The mission, first and foremost, is food. Yet A.B. has another tangential assignment in mind for Hoyo’s when their long-awaited debut finally arrives. The friendly fast casual environment is designed to expose customers to the delicacies of a culture with deep roots in the Ohio capital, roots that are here to stay.
“Food is part and parcel to the culture. It’s the gateway to the culture,” he explains. “We’re just doing our part to elevate the culture and the people, and the first way to do that is through the food. Some people don’t even know we have a cuisine. Media tells people we were starving—there was a famine in Somalia, of course, that came because of the lack of a central government. But Somali food is one of the best foods in the world.”
The process of normalizing and accepting a foreign culture may have never looked so natural and inevitable. Despite making history inside one of Columbus’ oldest institutions, the Hassans are calm, collected, and ready to proceed.

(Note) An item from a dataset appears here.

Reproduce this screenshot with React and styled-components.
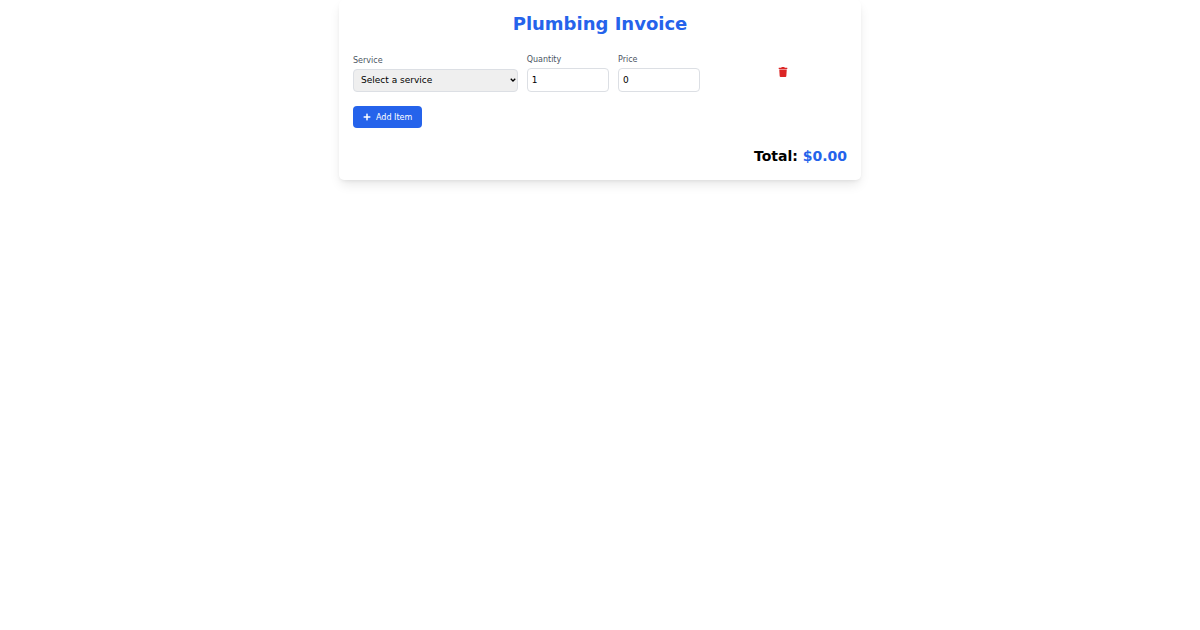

“The only pressure I have is to represent it right. I want to make sure I represent it right, because we’re gonna be the first ones to do it here, and we’ve got to make sure people leave thinking, ‘Maybe I’ll try another cuisine within the continent. Maybe I’ll check this out.’ … North Market]’s gonna be crazy but I feel like I’m not even stressed out. I’m really not. I’m just ready to do it.”
Hoyo’s Kitchen is located at The North Market on 59 Spruce St.